EASA’s approach is more consolidated. AMC 20-42 explicitly lists DO-356A (alongside its EUROCAE counterpart ED-203A) as an acceptable means of compliance for airworthiness security. The same AMC references DO-326A/ED-202A for the overarching process and DO-355/ED-204 for continuing airworthiness.5European Union Aviation Safety Agency. Easy Access Rules for Acceptable Means of Compliance for Airworthiness of Products, Parts and Appliances (AMC-20) – AMC 20-42 This consolidated reference makes the European certification pathway somewhat more straightforward for applicants to navigate.

The dual-recognition structure means that a manufacturer designing for global markets can follow one set of security methods and satisfy both regulators, which is no small advantage when a single aircraft program often targets FAA and EASA type certificates simultaneously.

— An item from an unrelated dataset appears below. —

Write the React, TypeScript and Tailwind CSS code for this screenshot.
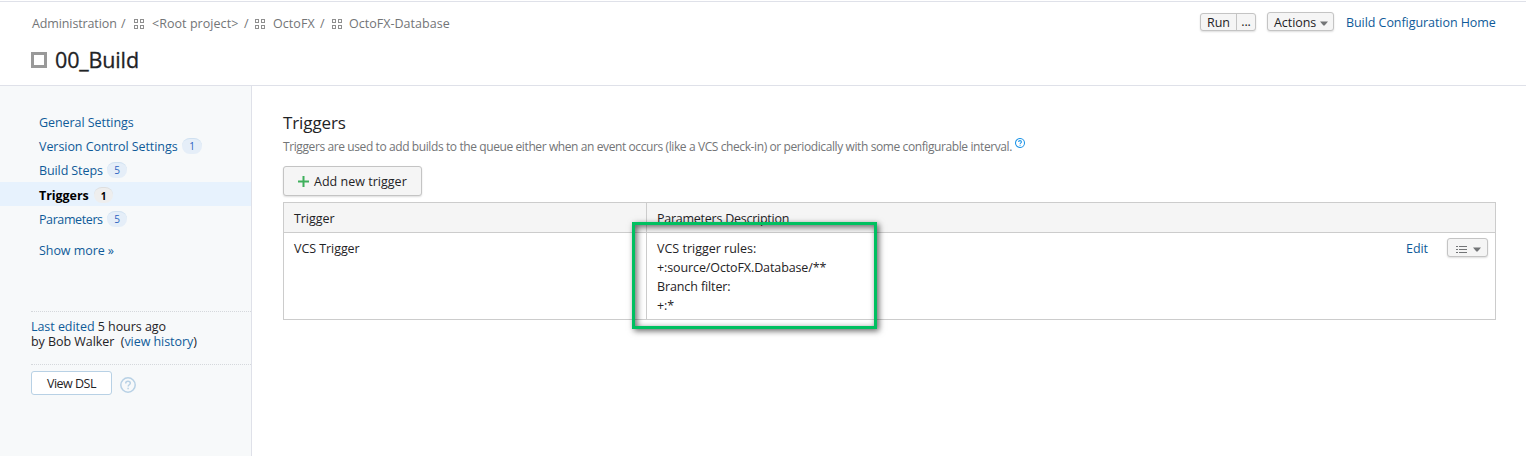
import type { ReactNode } from 'react';

function ProjectIcon() {
  return (
    <svg width="10" height="10" viewBox="0 0 10 10" fill="none" stroke="#8f8f8f" className="shrink-0" shapeRendering="crispEdges">
      <path d="M.5.5h3v3h-3zM6.5.5h3v3h-3zM.5 6.5h3v3h-3zM6.5 6.5h3v3h-3z" />
    </svg>
  );
}

function Caret() {
  return (
    <svg width="8" height="5" viewBox="0 0 8 5" className="shrink-0">
      <path d="M0 0.5h8L4.6 4.6h-1.2z" fill="#737577" />
    </svg>
  );
}

function HelpIcon({ size, color, width }: { size: number; color: string; width: number }) {
  return (
    <svg width={size} height={size} viewBox="0 0 16 16" fill="none" stroke={color} strokeWidth={width} className="shrink-0">
      <circle cx="8" cy="8" r="7.2" />
      <path d="M5.7 6.4c0-1.4 1-2.2 2.3-2.2s2.3.8 2.3 2c0 1.5-2.1 1.6-2.1 3.2" />
      <path d="M8.1 10.7v1.5" />
    </svg>
  );
}

function Badge({ children, active }: { children: ReactNode; active?: boolean }) {
  return (
    <span
      className={
        active
          ? 'flex h-4 w-[19px] items-center justify-center rounded-full border-t border-[#dedede] bg-[#eeeeee] text-[10px] font-bold text-black'
          : 'flex h-4 w-5 items-center justify-center rounded-full border-t border-[#cfe0f0] bg-[#e5eef8] pb-px text-[10px] text-[#2b62c0]'
      }
    >
      {children}
    </span>
  );
}

const crumbs = [
  { name: '<Root project>', box: 'w-[91px]', track: 'tracking-[0.05px]' },
  { name: 'OctoFX', box: 'w-[46px]', track: 'tracking-[0.05px]' },
];

export default function App() {
  return (
    <div className="flex h-[456px] w-[1526px] flex-col overflow-hidden bg-white pt-px font-['Open_Sans','Noto_Sans',sans-serif] text-[12.5px] leading-4 tracking-[-0.06px] whitespace-nowrap text-[#1f2326]">
      <header className="flex h-[85px] shrink-0 justify-between border-y border-[#dfe1e9] pr-[30px] pl-8">
        <div className="flex flex-col">
          <nav className="mt-[14px] flex h-4 items-center text-[#737577]">
            <span className="w-[89px] tracking-[-0.12px]">Administration</span>
            <span className="w-[13px]">/</span>
            {crumbs.map((c) => (
              <span key={c.name} className="flex items-center">
                <ProjectIcon />
                <span className={`ml-2 ${c.box} ${c.track}`}>{c.name}</span>
                <span className="w-3 pl-px">/</span>
              </span>
            ))}
            <span className="ml-px"><ProjectIcon /></span>
            <span className="ml-[7px] tracking-[0.02px]">OctoFX-Database</span>
          </nav>
          <h1 className="-ml-px mt-[14px] flex h-7 items-center text-[21.5px] leading-7 font-medium tracking-[-0.15px] text-[#1f2326] [-webkit-text-stroke:0.3px_#1f2326]">
            <span className="mr-2 size-4 border-3 border-[#999]" />
            00_Build
          </h1>
        </div>
        <div className="flex items-start">
          <div className="mt-[11px] flex h-[18px] rounded-[3px] border border-[#c4c4c4] bg-[#f5f5f5] shadow-[0_1px_2px_#0002]">
            <button className="w-[36px] border-r border-[#c4c4c4] pt-px leading-4">Run</button>
            <button className="w-[18px] leading-4">...</button>
          </div>
          <button className="mt-[10px] ml-[11px] flex h-[19px] w-[67px] items-center justify-between rounded-[3px] border border-[#c4c4c4] bg-[#f5f5f5] pr-[5px] pl-1.5 shadow-[0_1px_2px_#0002]">
            <span className="pt-0.5">Actions</span>
            <span className="pt-[3px]"><Caret /></span>
          </button>
          <a className="mt-[13px] ml-3 w-[150px] text-[#0f5b99]">Build Configuration Home</a>
        </div>
      </header>
      <div className="flex grow">
        <aside className="flex w-[252px] shrink-0 flex-col border-r border-[#dfe1e9] bg-[#f7f9fa] text-[#0f5b99]">
          <a className="mt-6 flex h-6 items-center pt-0.5 pl-[39px]">General Settings</a>
          <a className="flex h-6 items-center pl-[39px]"><span className="w-[143px] pt-0.5 tracking-[-0.06px]">Version Control Settings</span><Badge>1</Badge></a>
          <a className="flex h-6 items-center pl-[39px]"><span className="w-[68px] pt-0.5 tracking-[-0.1px]">Build Steps</span><Badge>5</Badge></a>
          <a className="flex h-6 items-center bg-[#e7f2fd] pt-0.5 pl-[39px] font-bold text-black"><span className="w-[55px] pt-0.5">Triggers</span><Badge active>1</Badge></a>
          <a className="flex h-[25px] items-center pl-[39px]"><span className="w-[68px] pt-0.5 tracking-[-0.4px]">Parameters</span><Badge>5</Badge></a>
          <a className="mt-3 pl-[39px]">Show more »</a>
          <div className="mt-[52px] ml-[31px] border-y border-dotted border-[#d5d8dc] pt-[7px] pb-[15px] leading-[15px] tracking-[-0.05px] text-[#1f2326]">
            <p><span className="text-[#0f5b99]">Last edited</span> 5 hours ago</p>
            <p>by Bob Walker&nbsp; (<span className="text-[#0f5b99]">view history</span>)</p>
          </div>
          <div className="mt-1.5 ml-[31px] flex items-start">
            <button className="h-6 w-[81px] rounded-[3px] border border-[#b8d1e5] bg-white pt-px tracking-[-0.5px] text-[#1f2326]">View DSL</button>
            <span className="mt-1.5 ml-2"><HelpIcon size={16} color="#b8d1e5" width={1.5} /></span>
          </div>
        </aside>
        <main className="flex grow flex-col pr-[30px] pl-[31px]">
          <h2 className="mt-[25px] text-[17px] leading-6 tracking-[-0.1px]">Triggers</h2>
          <p className="mt-1 flex h-4 text-[12px] tracking-[-0.4px] text-[#737577]">
            <span className="w-[732px]">Triggers are used to add builds to the queue either when an event occurs (like a VCS check-in) or periodically with some configurable interval.</span>
            <span className="-mt-px"><HelpIcon size={10} color="#2196e8" width={1.7} /></span>
          </p>
          <button className="mt-[11px] flex h-[30px] w-[139px] items-center rounded-[3px] border border-[#c4c4c4] bg-[#f5f5f5] pl-[14px] shadow-[0_1px_2px_#0002]">
            <svg width="11" height="11" viewBox="0 0 11 11" className="mr-[5px]"><path d="M5.5 0v11M0 5.5h11" stroke="#3fb05c" strokeWidth="2" /></svg>
            <span className="pt-0.5 tracking-[0.02px]">Add new trigger</span>
          </button>
          <div className="relative mt-1.5 flex h-[118px] flex-col border border-[#ccc]">
            <div className="flex h-[30px] shrink-0 items-center border-b border-[#ccc] bg-[#f5f5f5]">
              <span className="h-full w-[363px] border-r border-[#ccc] pt-2 pl-[10px]">Trigger</span>
              <span className="h-full pt-2 pl-[10px] tracking-[-0.25px]">Parameters Description</span>
            </div>
            <div className="flex grow">
              <span className="w-[363px] border-r border-[#ccc] pt-2 pl-[10px]">VCS Trigger</span>
              <div className="grow pt-[6px] pl-[10px] leading-[19px] tracking-[-0.11px]">
                <p className="tracking-normal">VCS trigger rules:</p>
                <p>+:source/OctoFX.Database/**</p>
                <p>Branch filter:</p>
                <p>+:*</p>
              </div>
              <a className="mr-[19px] pt-2 text-[#0f5b99]">Edit</a>
              <button className="mt-[5px] mr-[7px] flex h-[19px] w-[41px] items-center justify-between rounded-[3px] border border-[#c4c4c4] bg-[#f5f5f5] pt-1 pr-1.5 pl-2 shadow-[0_1px_2px_#0002]">
                <svg width="11" height="9" viewBox="0 0 11 9" stroke="#737577" shapeRendering="crispEdges"><path d="M0 1.5h2M3 1.5h8M0 4.5h2M3 4.5h8M0 7.5h2M3 7.5h8" /></svg>
                <Caret />
              </button>
            </div>
            <div className="absolute top-[19px] left-[348px] h-[107px] w-[245px] border-3 border-[#00c060] shadow-[2px_2px_6px_#0009,inset_2px_2px_6px_#0009]" />
          </div>
        </main>
      </div>
    </div>
  );
}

Consequences of Non-Compliance

Failing to meet airworthiness security requirements carries real consequences beyond paperwork delays. The FAA has authority to issue civil penalties of up to $1,200,000 against companies and up to $100,000 against individuals for regulatory violations. The range for individual violations typically falls between $1,100 and $75,000 depending on the specific provision violated and the category of the alleged violator.6Federal Aviation Administration. Legal Enforcement Actions

Financial penalties are often the least of a manufacturer’s concerns. A denied or delayed type certificate can ground an entire fleet introduction, costing hundreds of millions in lost revenue and delivery penalties. Security deficiencies discovered late in the certification process force expensive redesign cycles, particularly when architecture-level changes are needed rather than simple software patches. The practical lesson is that treating DO-356A compliance as an early engineering discipline rather than a late-stage checkbox dramatically reduces both cost and schedule risk.